GIVEN MATERIAL start

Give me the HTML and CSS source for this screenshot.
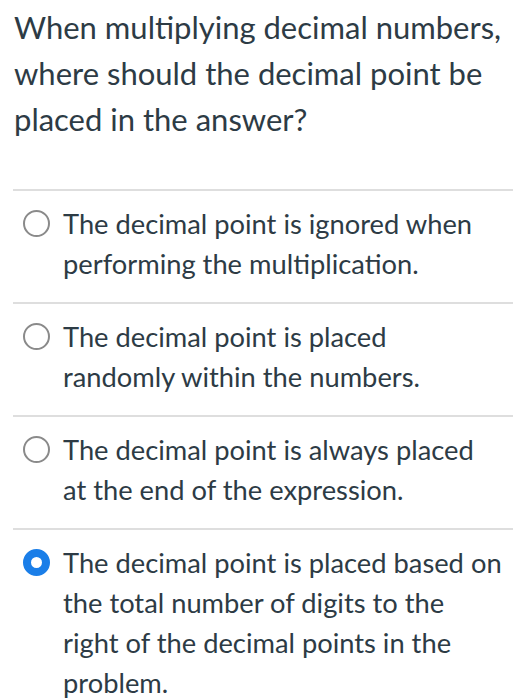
FILE: index.html
```html
<!DOCTYPE html>
<html>
<head>
<meta charset="utf-8">
<link rel="stylesheet" href="styles.css">
</head>
<body>
<div class="quiz">
  <h1 class="question">When multiplying decimal numbers, where should the decimal point be placed in the answer?</h1>
  <ul class="options">
    <li class="option"><span class="radio"></span><span class="label">The decimal point is ignored when performing the multiplication.</span></li>
    <li class="option"><span class="radio"></span><span class="label">The decimal point is placed randomly within the numbers.</span></li>
    <li class="option"><span class="radio"></span><span class="label">The decimal point is always placed at the end of the expression.</span></li>
    <li class="option selected"><span class="radio"></span><span class="label">The decimal point is placed based on the total number of digits to the right of the decimal points in the problem.</span></li>
  </ul>
</div>
</body>
</html>
```
FILE: styles.css
```css
html, body {
  margin: 0;
  padding: 0;
  background: #ffffff;
}
body {
  font-family: Lato, "Open Sans", sans-serif;
  color: #2d3b45;
}
.quiz {
  padding: 4px 2px 0 13px;
}
.question {
  margin: 0 0 47px 1px;
  font-size: 31px;
  font-weight: 400;
  line-height: 46px;
  letter-spacing: 0;
}
.options {
  list-style: none;
  margin: 0;
  padding: 0;
  border-top: 2px solid #dedede;
}
.option {
  display: flex;
  align-items: flex-start;
  gap: 13px;
  padding: 13px 11px 18px 10px;
  border-bottom: 2px solid #dedede;
  font-size: 27.3px;
  line-height: 40px;
}
.option.selected {
  border-bottom: none;
}
.radio {
  flex: none;
  box-sizing: border-box;
  width: 27px;
  height: 27px;
  margin-top: 6px;
  border: 2px solid #8a8a8a;
  border-radius: 50%;
}
.selected .radio {
  border: 8.5px solid #1a7ee8;
}
.label {
  flex: 1;
}
```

GIVEN MATERIAL end

• [WHAT IS ASKED]:
Omit each picture, then return all of the listing exactly as it stands.

• [SOLUTION FOR THIS EXERCISE]:
Give me the HTML and CSS source for this screenshot.
FILE: index.html
```html
<!DOCTYPE html>
<html>
<head>
<meta charset="utf-8">
<link rel="stylesheet" href="styles.css">
</head>
<body>
<div class="quiz">
  <h1 class="question">When multiplying decimal numbers, where should the decimal point be placed in the answer?</h1>
  <ul class="options">
    <li class="option"><span class="radio"></span><span class="label">The decimal point is ignored when performing the multiplication.</span></li>
    <li class="option"><span class="radio"></span><span class="label">The decimal point is placed randomly within the numbers.</span></li>
    <li class="option"><span class="radio"></span><span class="label">The decimal point is always placed at the end of the expression.</span></li>
    <li class="option selected"><span class="radio"></span><span class="label">The decimal point is placed based on the total number of digits to the right of the decimal points in the problem.</span></li>
  </ul>
</div>
</body>
</html>
```
FILE: styles.css
```css
html, body {
  margin: 0;
  padding: 0;
  background: #ffffff;
}
body {
  font-family: Lato, "Open Sans", sans-serif;
  color: #2d3b45;
}
.quiz {
  padding: 4px 2px 0 13px;
}
.question {
  margin: 0 0 47px 1px;
  font-size: 31px;
  font-weight: 400;
  line-height: 46px;
  letter-spacing: 0;
}
.options {
  list-style: none;
  margin: 0;
  padding: 0;
  border-top: 2px solid #dedede;
}
.option {
  display: flex;
  align-items: flex-start;
  gap: 13px;
  padding: 13px 11px 18px 10px;
  border-bottom: 2px solid #dedede;
  font-size: 27.3px;
  line-height: 40px;
}
.option.selected {
  border-bottom: none;
}
.radio {
  flex: none;
  box-sizing: border-box;
  width: 27px;
  height: 27px;
  margin-top: 6px;
  border: 2px solid #8a8a8a;
  border-radius: 50%;
}
.selected .radio {
  border: 8.5px solid #1a7ee8;
}
.label {
  flex: 1;
}
```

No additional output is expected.